Structural Analysis:

  • Value Chain Analysis: The bottleneck is not the procurement process but the forecasting accuracy of component failures and the reliability of the reverse logistics loop (MRO turnaround times).
  • Porter’s Five Forces: Supplier power is extreme. OEMs (Boeing/Airbus/Engine manufacturers) control the proprietary parts supply, limiting substitution options.

Strategic Options:

  • Option 1: Demand-Driven Inventory Pooling. Partner with regional carriers to share rotables. Rationale: Reduces individual capital burden. Trade-offs: Coordination complexity; potential for shared parts to be unavailable when multiple partners face simultaneous failures.
  • Option 2: Predictive Maintenance Integration. Implement IoT-based health monitoring to transition from reactive to proactive stocking. Rationale: Reduces AOG risk and safety stock requirements. Trade-offs: High upfront capital expenditure in data infrastructure.
  • Option 3: Strategic Vendor Managed Inventory (VMI). Shift inventory ownership back to OEMs at Cathay hubs. Rationale: Improves cash flow; shifts carrying cost to suppliers. Trade-offs: Loss of direct control; risk of supplier non-performance.

Preliminary Recommendation: Prioritize Option 2 (Predictive Maintenance) as the foundation, supplemented by Option 3 for non-critical, high-volume consumables.

3. Implementation Roadmap (Implementation Specialist)

Critical Path:

  • Phase 1 (Month 1-3): Data cleansing of historical failure logs and sensor baseline establishment.
  • Phase 2 (Month 4-8): Pilot program on A330 fleet focusing on high-failure-rate rotables.
  • Phase 3 (Month 9-12): Full-scale integration of predictive algorithms into the ERP system.

Key Constraints:

  • Data Silos: Maintenance logs are currently fragmented across disparate legacy systems.
  • Regulatory Approval: Changes in maintenance intervals based on predictive analytics require strict airworthiness authority (CAD) certification.

Risk-Adjusted Implementation:

  • Contingency: Maintain current safety stock levels for the first six months of the pilot until algorithm confidence intervals reach 95%.
  • Execution Risk: High probability of resistance from maintenance crews accustomed to traditional, conservative stocking.

4. Executive Review and BLUF (Executive Critic)

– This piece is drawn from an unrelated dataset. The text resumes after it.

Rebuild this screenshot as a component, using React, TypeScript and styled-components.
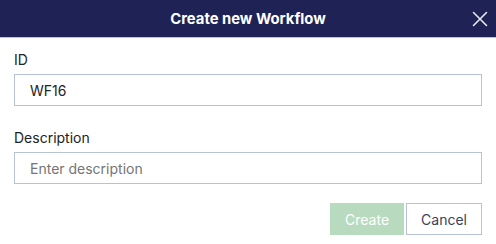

BLUF: Cathay Pacific faces a capital efficiency problem masked as an operational one. The current practice of holding excessive safety stock is a hedge against poor forecasting, not a necessity of safety. The firm must pivot to a predictive maintenance model. While the technical investment is significant, the current cost of capital tied up in slow-moving rotables is higher. This is not about managing parts; it is about managing the probability of failure. Shift the focus from reactive procurement to data-backed reliability.

Dangerous Assumption: The analysis assumes that predictive maintenance will inherently lead to lower inventory. If the algorithm is poorly calibrated, the company will simply replace one type of inefficiency with another.

Unaddressed Risks:

  • Regulatory Friction: The time required to get aviation authorities to accept predictive-based maintenance intervals is often underestimated, potentially delaying ROI by 12-18 months.
  • OEM Proprietary Barriers: OEMs may restrict access to the raw sensor data needed to build high-fidelity predictive models, effectively holding the strategy hostage.

Unconsidered Alternative: Outsourcing the entire inventory management function to a third-party logistics (3PL) firm specializing in aviation, shifting the performance risk entirely to an entity whose only business is supply chain efficiency.

Verdict: APPROVED FOR LEADERSHIP REVIEW.